Work required
Repeat, exactly and completely, the material that follows. Omit the pictures.

Given material
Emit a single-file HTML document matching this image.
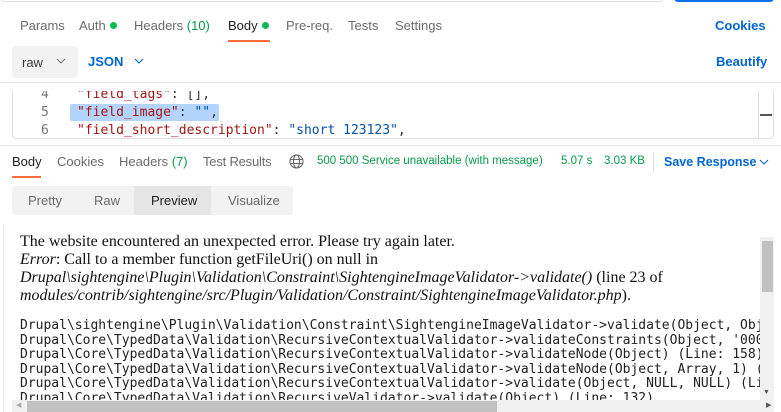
<!DOCTYPE html>
<html><head><meta charset="utf-8"><style>
*{margin:0;padding:0;box-sizing:border-box}
body{width:781px;height:412px;overflow:hidden;background:#fff;font-family:"Liberation Sans",sans-serif;position:relative;color:#6b6b6b}
.a{position:absolute;white-space:nowrap}
.t{font-size:13px}
.dot{display:inline-block;width:7px;height:7px;border-radius:50%;background:#0cbb52;margin-left:4px;vertical-align:1px}
.blue{color:#0265d2;font-weight:bold}
.mono{font-family:"DejaVu Sans Mono",monospace}
pre.a{font-family:"DejaVu Sans Mono",monospace;font-size:13px;line-height:14.5px;color:#212121;white-space:pre}
.serif{font-family:"Liberation Serif",serif;font-size:16px;line-height:18px;color:#111}
</style></head><body>
<div class="a" style="left:0;top:-10px;width:664px;height:12px;border:1px solid #e0e0e0;border-radius:4px"></div>
<div class="a" style="left:674px;top:-10px;width:100px;height:12px;background:#0a72e8;border-radius:4px"></div>

<div class="a t" style="left:20px;top:18px">Params</div>
<div class="a t" style="left:79px;top:18px">Auth<span class="dot"></span></div>
<div class="a t" style="left:134px;top:18px">Headers <span style="color:#0b9a4a">(10)</span></div>
<div class="a t" style="left:228px;top:18px;color:#212121">Body<span class="dot"></span></div>
<div class="a" style="left:228px;top:40px;width:42px;height:2px;background:#ff6c37"></div>
<div class="a t" style="left:286px;top:18px">Pre-req.</div>
<div class="a t" style="left:348px;top:18px">Tests</div>
<div class="a t" style="left:395px;top:18px">Settings</div>
<div class="a t blue" style="left:715px;top:18px">Cookies</div>

<div class="a" style="left:12px;top:46px;width:66px;height:32px;background:#f2f2f2;border-radius:4px"></div>
<div class="a t" style="left:22px;top:55px;color:#3a3a3a">raw</div>
<svg class="a" style="left:56px;top:58px" width="10" height="6" viewBox="0 0 10 6" fill="none" stroke="#777" stroke-width="1.1"><path d="M1 1l4 4 4-4"/></svg>
<div class="a t blue" style="left:88px;top:54px">JSON</div>
<svg class="a" style="left:134px;top:58px" width="10" height="6" viewBox="0 0 10 6" fill="none" stroke="#0265d2" stroke-width="1.1"><path d="M1 1l4 4 4-4"/></svg>
<div class="a t blue" style="left:716px;top:54px">Beautify</div>
<div class="a" style="left:0;top:82px;width:781px;height:1px;background:#e4e4e4"></div>

<div class="a" style="left:12px;top:91px;width:762px;height:48px;border:1px solid #e0e0e0;border-top:none;border-radius:0 0 4px 4px;overflow:hidden">
 <div class="a" style="left:745px;top:0;width:1px;height:48px;background:#ddd"></div>
 <div class="a" style="left:747px;top:23px;width:12px;height:2px;background:#555"></div>
 <div class="a mono" style="left:28px;top:-4px;font-size:13px;color:#777">4</div>
 <div class="a mono" style="left:28px;top:14px;font-size:13px;color:#777">5</div>
 <div class="a mono" style="left:28px;top:32px;font-size:13px;color:#777">6</div>
 <div class="a" style="left:57px;top:13px;width:149px;height:17px;background:#b3d4fc;border-radius:2px"></div>
 <div class="a mono" style="left:64px;top:-4px;font-size:13px;color:#a31515">"field_tags"<span style="color:#333">: [],</span></div>
 <div class="a mono" style="left:64px;top:14px;font-size:13px;color:#a31515">"field_image"<span style="color:#333">: </span><span style="color:#0451a5">""</span><span style="color:#333">,</span></div>
 <div class="a mono" style="left:64px;top:32px;font-size:13px;color:#a31515">"field_short_description"<span style="color:#333">: </span><span style="color:#0451a5">"short 123123"</span><span style="color:#333">,</span></div>
</div>
<div class="a" style="left:0;top:145px;width:781px;height:1px;background:#e4e4e4"></div>

<div class="a t" style="left:12px;top:154px;color:#212121">Body</div>
<div class="a" style="left:12px;top:176px;width:29px;height:2px;background:#ff6c37"></div>
<div class="a t" style="left:57px;top:154px">Cookies</div>
<div class="a t" style="left:119px;top:154px">Headers <span style="color:#0b9a4a">(7)</span></div>
<div class="a t" style="left:203px;top:154px;letter-spacing:-0.2px">Test Results</div>
<svg class="a" style="left:289px;top:154px" width="15" height="15" viewBox="0 0 15 15" fill="none" stroke="#666" stroke-width="1.1"><circle cx="7.5" cy="7.5" r="6.5"/><ellipse cx="7.5" cy="7.5" rx="3" ry="6.5"/><path d="M1 5.5h13M1 9.5h13"/></svg>
<div class="a" style="left:317px;top:155px;font-size:11.5px;color:#0b9a4a">500 500 Service unavailable (with message)</div>
<div class="a" style="left:561px;top:155px;font-size:11.5px;color:#0b9a4a">5.07 s</div>
<div class="a" style="left:604px;top:155px;font-size:11.5px;color:#0b9a4a">3.03 KB</div>
<div class="a" style="left:653px;top:152px;width:1px;height:20px;background:#e0e0e0"></div>
<div class="a blue" style="left:664px;top:155px;font-size:12.5px">Save Response</div>
<svg class="a" style="left:759px;top:159px" width="10" height="6" viewBox="0 0 10 6" fill="none" stroke="#0265d2" stroke-width="1.1"><path d="M1 1l4 4 4-4"/></svg>

<div class="a" style="left:12px;top:186px;width:281px;height:29px;background:#f2f2f2;border-radius:4px"></div>
<div class="a" style="left:134px;top:186px;width:77px;height:29px;background:#e6e6e6"></div>
<div class="a t" style="left:28px;top:193px">Pretty</div>
<div class="a t" style="left:94px;top:193px">Raw</div>
<div class="a t" style="left:151px;top:193px;color:#212121">Preview</div>
<div class="a t" style="left:228px;top:193px">Visualize</div>

<div class="a" style="left:3px;top:224px;width:1px;height:188px;background:#e8e8e8"></div>
<div class="a" style="left:0;top:224px;width:760px;height:176px;overflow:hidden">
 <div class="a serif" style="left:20px;top:9px">The website encountered an unexpected error. Please try again later.<br><i>Error</i>: Call to a member function getFileUri() on null in<br><i>Drupal\sightengine\Plugin\Validation\Constraint\SightengineImageValidator-&gt;validate()</i> (line 23 of<br><i>modules/contrib/sightengine/src/Plugin/Validation/Constraint/SightengineImageValidator.php</i>).</div>
<pre class="a" style="left:20px;top:95px">Drupal\sightengine\Plugin\Validation\Constraint\SightengineImageValidator-&gt;validate(Object, Object)
Drupal\Core\TypedData\Validation\RecursiveContextualValidator-&gt;validateConstraints(Object, '000
Drupal\Core\TypedData\Validation\RecursiveContextualValidator-&gt;validateNode(Object) (Line: 158)
Drupal\Core\TypedData\Validation\RecursiveContextualValidator-&gt;validateNode(Object, Array, 1) (
Drupal\Core\TypedData\Validation\RecursiveContextualValidator-&gt;validate(Object, NULL, NULL) (Li
Drupal\Core\TypedData\Validation\RecursiveValidator-&gt;validate(Object) (Line: 132)</pre>
</div>
<div class="a" style="left:760px;top:237px;width:14px;height:163px;background:#f1f1f1"></div>
<div class="a" style="left:763px;top:240px;font-size:7px;color:#555">&#9650;</div>
<div class="a" style="left:762px;top:241px;width:11px;height:51px;background:#c1c1c1"></div>
<div class="a" style="left:763px;top:389px;font-size:7px;color:#555">&#9660;</div>
<div class="a" style="left:12px;top:400px;width:762px;height:12px;background:#f1f1f1"></div>
<div class="a" style="left:16px;top:401px;font-size:7px;color:#aaa">&#9664;</div>
<div class="a" style="left:27px;top:401px;width:470px;height:11px;background:#c1c1c1"></div>
<div class="a" style="left:766px;top:401px;font-size:7px;color:#555">&#9654;</div>
</body></html>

Output below
Emit a single-file HTML document matching this image.
<!DOCTYPE html>
<html><head><meta charset="utf-8"><style>
*{margin:0;padding:0;box-sizing:border-box}
body{width:781px;height:412px;overflow:hidden;background:#fff;font-family:"Liberation Sans",sans-serif;position:relative;color:#6b6b6b}
.a{position:absolute;white-space:nowrap}
.t{font-size:13px}
.dot{display:inline-block;width:7px;height:7px;border-radius:50%;background:#0cbb52;margin-left:4px;vertical-align:1px}
.blue{color:#0265d2;font-weight:bold}
.mono{font-family:"DejaVu Sans Mono",monospace}
pre.a{font-family:"DejaVu Sans Mono",monospace;font-size:13px;line-height:14.5px;color:#212121;white-space:pre}
.serif{font-family:"Liberation Serif",serif;font-size:16px;line-height:18px;color:#111}
</style></head><body>
<div class="a" style="left:0;top:-10px;width:664px;height:12px;border:1px solid #e0e0e0;border-radius:4px"></div>
<div class="a" style="left:674px;top:-10px;width:100px;height:12px;background:#0a72e8;border-radius:4px"></div>

<div class="a t" style="left:20px;top:18px">Params</div>
<div class="a t" style="left:79px;top:18px">Auth<span class="dot"></span></div>
<div class="a t" style="left:134px;top:18px">Headers <span style="color:#0b9a4a">(10)</span></div>
<div class="a t" style="left:228px;top:18px;color:#212121">Body<span class="dot"></span></div>
<div class="a" style="left:228px;top:40px;width:42px;height:2px;background:#ff6c37"></div>
<div class="a t" style="left:286px;top:18px">Pre-req.</div>
<div class="a t" style="left:348px;top:18px">Tests</div>
<div class="a t" style="left:395px;top:18px">Settings</div>
<div class="a t blue" style="left:715px;top:18px">Cookies</div>

<div class="a" style="left:12px;top:46px;width:66px;height:32px;background:#f2f2f2;border-radius:4px"></div>
<div class="a t" style="left:22px;top:55px;color:#3a3a3a">raw</div>
<svg class="a" style="left:56px;top:58px" width="10" height="6" viewBox="0 0 10 6" fill="none" stroke="#777" stroke-width="1.1"><path d="M1 1l4 4 4-4"/></svg>
<div class="a t blue" style="left:88px;top:54px">JSON</div>
<svg class="a" style="left:134px;top:58px" width="10" height="6" viewBox="0 0 10 6" fill="none" stroke="#0265d2" stroke-width="1.1"><path d="M1 1l4 4 4-4"/></svg>
<div class="a t blue" style="left:716px;top:54px">Beautify</div>
<div class="a" style="left:0;top:82px;width:781px;height:1px;background:#e4e4e4"></div>

<div class="a" style="left:12px;top:91px;width:762px;height:48px;border:1px solid #e0e0e0;border-top:none;border-radius:0 0 4px 4px;overflow:hidden">
 <div class="a" style="left:745px;top:0;width:1px;height:48px;background:#ddd"></div>
 <div class="a" style="left:747px;top:23px;width:12px;height:2px;background:#555"></div>
 <div class="a mono" style="left:28px;top:-4px;font-size:13px;color:#777">4</div>
 <div class="a mono" style="left:28px;top:14px;font-size:13px;color:#777">5</div>
 <div class="a mono" style="left:28px;top:32px;font-size:13px;color:#777">6</div>
 <div class="a" style="left:57px;top:13px;width:149px;height:17px;background:#b3d4fc;border-radius:2px"></div>
 <div class="a mono" style="left:64px;top:-4px;font-size:13px;color:#a31515">"field_tags"<span style="color:#333">: [],</span></div>
 <div class="a mono" style="left:64px;top:14px;font-size:13px;color:#a31515">"field_image"<span style="color:#333">: </span><span style="color:#0451a5">""</span><span style="color:#333">,</span></div>
 <div class="a mono" style="left:64px;top:32px;font-size:13px;color:#a31515">"field_short_description"<span style="color:#333">: </span><span style="color:#0451a5">"short 123123"</span><span style="color:#333">,</span></div>
</div>
<div class="a" style="left:0;top:145px;width:781px;height:1px;background:#e4e4e4"></div>

<div class="a t" style="left:12px;top:154px;color:#212121">Body</div>
<div class="a" style="left:12px;top:176px;width:29px;height:2px;background:#ff6c37"></div>
<div class="a t" style="left:57px;top:154px">Cookies</div>
<div class="a t" style="left:119px;top:154px">Headers <span style="color:#0b9a4a">(7)</span></div>
<div class="a t" style="left:203px;top:154px;letter-spacing:-0.2px">Test Results</div>
<svg class="a" style="left:289px;top:154px" width="15" height="15" viewBox="0 0 15 15" fill="none" stroke="#666" stroke-width="1.1"><circle cx="7.5" cy="7.5" r="6.5"/><ellipse cx="7.5" cy="7.5" rx="3" ry="6.5"/><path d="M1 5.5h13M1 9.5h13"/></svg>
<div class="a" style="left:317px;top:155px;font-size:11.5px;color:#0b9a4a">500 500 Service unavailable (with message)</div>
<div class="a" style="left:561px;top:155px;font-size:11.5px;color:#0b9a4a">5.07 s</div>
<div class="a" style="left:604px;top:155px;font-size:11.5px;color:#0b9a4a">3.03 KB</div>
<div class="a" style="left:653px;top:152px;width:1px;height:20px;background:#e0e0e0"></div>
<div class="a blue" style="left:664px;top:155px;font-size:12.5px">Save Response</div>
<svg class="a" style="left:759px;top:159px" width="10" height="6" viewBox="0 0 10 6" fill="none" stroke="#0265d2" stroke-width="1.1"><path d="M1 1l4 4 4-4"/></svg>

<div class="a" style="left:12px;top:186px;width:281px;height:29px;background:#f2f2f2;border-radius:4px"></div>
<div class="a" style="left:134px;top:186px;width:77px;height:29px;background:#e6e6e6"></div>
<div class="a t" style="left:28px;top:193px">Pretty</div>
<div class="a t" style="left:94px;top:193px">Raw</div>
<div class="a t" style="left:151px;top:193px;color:#212121">Preview</div>
<div class="a t" style="left:228px;top:193px">Visualize</div>

<div class="a" style="left:3px;top:224px;width:1px;height:188px;background:#e8e8e8"></div>
<div class="a" style="left:0;top:224px;width:760px;height:176px;overflow:hidden">
 <div class="a serif" style="left:20px;top:9px">The website encountered an unexpected error. Please try again later.<br><i>Error</i>: Call to a member function getFileUri() on null in<br><i>Drupal\sightengine\Plugin\Validation\Constraint\SightengineImageValidator-&gt;validate()</i> (line 23 of<br><i>modules/contrib/sightengine/src/Plugin/Validation/Constraint/SightengineImageValidator.php</i>).</div>
<pre class="a" style="left:20px;top:95px">Drupal\sightengine\Plugin\Validation\Constraint\SightengineImageValidator-&gt;validate(Object, Object)
Drupal\Core\TypedData\Validation\RecursiveContextualValidator-&gt;validateConstraints(Object, '000
Drupal\Core\TypedData\Validation\RecursiveContextualValidator-&gt;validateNode(Object) (Line: 158)
Drupal\Core\TypedData\Validation\RecursiveContextualValidator-&gt;validateNode(Object, Array, 1) (
Drupal\Core\TypedData\Validation\RecursiveContextualValidator-&gt;validate(Object, NULL, NULL) (Li
Drupal\Core\TypedData\Validation\RecursiveValidator-&gt;validate(Object) (Line: 132)</pre>
</div>
<div class="a" style="left:760px;top:237px;width:14px;height:163px;background:#f1f1f1"></div>
<div class="a" style="left:763px;top:240px;font-size:7px;color:#555">&#9650;</div>
<div class="a" style="left:762px;top:241px;width:11px;height:51px;background:#c1c1c1"></div>
<div class="a" style="left:763px;top:389px;font-size:7px;color:#555">&#9660;</div>
<div class="a" style="left:12px;top:400px;width:762px;height:12px;background:#f1f1f1"></div>
<div class="a" style="left:16px;top:401px;font-size:7px;color:#aaa">&#9664;</div>
<div class="a" style="left:27px;top:401px;width:470px;height:11px;background:#c1c1c1"></div>
<div class="a" style="left:766px;top:401px;font-size:7px;color:#555">&#9654;</div>
</body></html>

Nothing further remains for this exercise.